(Work to be completed):
Show each line that has the string "index" in it.

(Supplied records):
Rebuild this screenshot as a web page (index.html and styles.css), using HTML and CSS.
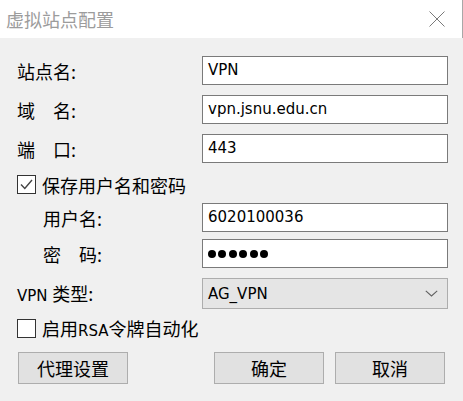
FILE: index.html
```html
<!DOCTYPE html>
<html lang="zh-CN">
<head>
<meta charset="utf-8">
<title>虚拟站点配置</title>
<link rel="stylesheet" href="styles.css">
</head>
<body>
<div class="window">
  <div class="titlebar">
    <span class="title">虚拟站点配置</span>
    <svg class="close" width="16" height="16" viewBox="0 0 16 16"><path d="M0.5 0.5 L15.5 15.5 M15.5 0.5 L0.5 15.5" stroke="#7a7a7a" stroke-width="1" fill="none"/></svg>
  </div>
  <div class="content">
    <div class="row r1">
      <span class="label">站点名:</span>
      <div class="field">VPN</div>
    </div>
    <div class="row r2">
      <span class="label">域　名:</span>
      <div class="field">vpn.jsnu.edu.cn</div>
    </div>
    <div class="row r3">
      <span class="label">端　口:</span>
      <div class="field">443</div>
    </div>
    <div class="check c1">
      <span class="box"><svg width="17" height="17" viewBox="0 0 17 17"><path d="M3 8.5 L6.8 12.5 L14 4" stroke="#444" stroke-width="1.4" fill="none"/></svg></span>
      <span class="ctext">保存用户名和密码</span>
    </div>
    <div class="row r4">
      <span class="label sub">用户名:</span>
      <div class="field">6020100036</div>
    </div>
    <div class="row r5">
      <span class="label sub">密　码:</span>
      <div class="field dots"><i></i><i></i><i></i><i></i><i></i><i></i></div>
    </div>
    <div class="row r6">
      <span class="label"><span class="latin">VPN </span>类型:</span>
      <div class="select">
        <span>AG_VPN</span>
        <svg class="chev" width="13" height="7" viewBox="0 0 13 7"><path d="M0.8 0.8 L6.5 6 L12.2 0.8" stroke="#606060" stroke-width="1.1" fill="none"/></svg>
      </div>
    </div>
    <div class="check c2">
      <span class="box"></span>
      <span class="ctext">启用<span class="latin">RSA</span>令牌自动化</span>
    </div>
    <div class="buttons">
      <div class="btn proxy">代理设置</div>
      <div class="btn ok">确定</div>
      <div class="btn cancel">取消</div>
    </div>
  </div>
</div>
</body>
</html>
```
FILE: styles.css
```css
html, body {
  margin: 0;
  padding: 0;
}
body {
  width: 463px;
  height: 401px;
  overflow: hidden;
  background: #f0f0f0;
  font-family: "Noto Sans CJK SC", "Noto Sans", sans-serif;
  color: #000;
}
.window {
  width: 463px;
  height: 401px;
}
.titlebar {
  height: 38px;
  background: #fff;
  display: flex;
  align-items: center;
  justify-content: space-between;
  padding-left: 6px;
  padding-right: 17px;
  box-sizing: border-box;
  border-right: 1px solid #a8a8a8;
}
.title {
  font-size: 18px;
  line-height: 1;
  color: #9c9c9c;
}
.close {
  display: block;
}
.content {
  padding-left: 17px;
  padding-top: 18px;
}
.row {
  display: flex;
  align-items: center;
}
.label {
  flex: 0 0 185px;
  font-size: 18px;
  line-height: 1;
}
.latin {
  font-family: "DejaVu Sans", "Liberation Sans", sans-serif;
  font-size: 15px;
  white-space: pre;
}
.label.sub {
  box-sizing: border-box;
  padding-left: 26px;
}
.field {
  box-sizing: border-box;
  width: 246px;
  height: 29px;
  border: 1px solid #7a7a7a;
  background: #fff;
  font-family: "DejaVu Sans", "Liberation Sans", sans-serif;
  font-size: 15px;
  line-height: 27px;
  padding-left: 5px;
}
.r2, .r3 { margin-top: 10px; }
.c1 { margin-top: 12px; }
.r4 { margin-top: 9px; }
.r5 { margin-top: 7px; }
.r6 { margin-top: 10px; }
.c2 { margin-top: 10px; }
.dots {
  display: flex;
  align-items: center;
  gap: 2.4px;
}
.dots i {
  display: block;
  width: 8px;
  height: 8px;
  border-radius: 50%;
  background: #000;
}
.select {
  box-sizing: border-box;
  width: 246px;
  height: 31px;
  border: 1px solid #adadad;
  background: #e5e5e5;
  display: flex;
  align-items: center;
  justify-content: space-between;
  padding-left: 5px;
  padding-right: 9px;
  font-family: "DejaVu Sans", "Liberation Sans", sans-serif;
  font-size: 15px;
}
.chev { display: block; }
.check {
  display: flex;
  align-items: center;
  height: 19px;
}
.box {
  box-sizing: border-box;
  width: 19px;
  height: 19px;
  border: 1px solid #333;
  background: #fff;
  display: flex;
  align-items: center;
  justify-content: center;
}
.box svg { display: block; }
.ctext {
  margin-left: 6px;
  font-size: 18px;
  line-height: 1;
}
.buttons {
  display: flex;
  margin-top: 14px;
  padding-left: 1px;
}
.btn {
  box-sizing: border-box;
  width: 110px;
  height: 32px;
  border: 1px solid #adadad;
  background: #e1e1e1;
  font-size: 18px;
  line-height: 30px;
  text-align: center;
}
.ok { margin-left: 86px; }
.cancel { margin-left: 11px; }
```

* * *

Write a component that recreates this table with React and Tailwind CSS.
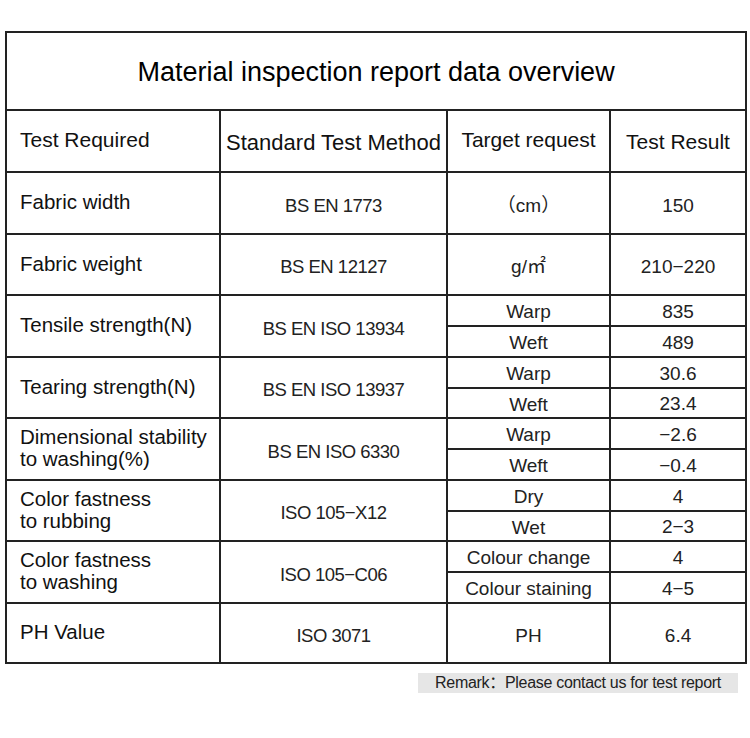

(Answer to the task):
Rebuild this screenshot as a web page (index.html and styles.css), using HTML and CSS.
FILE: index.html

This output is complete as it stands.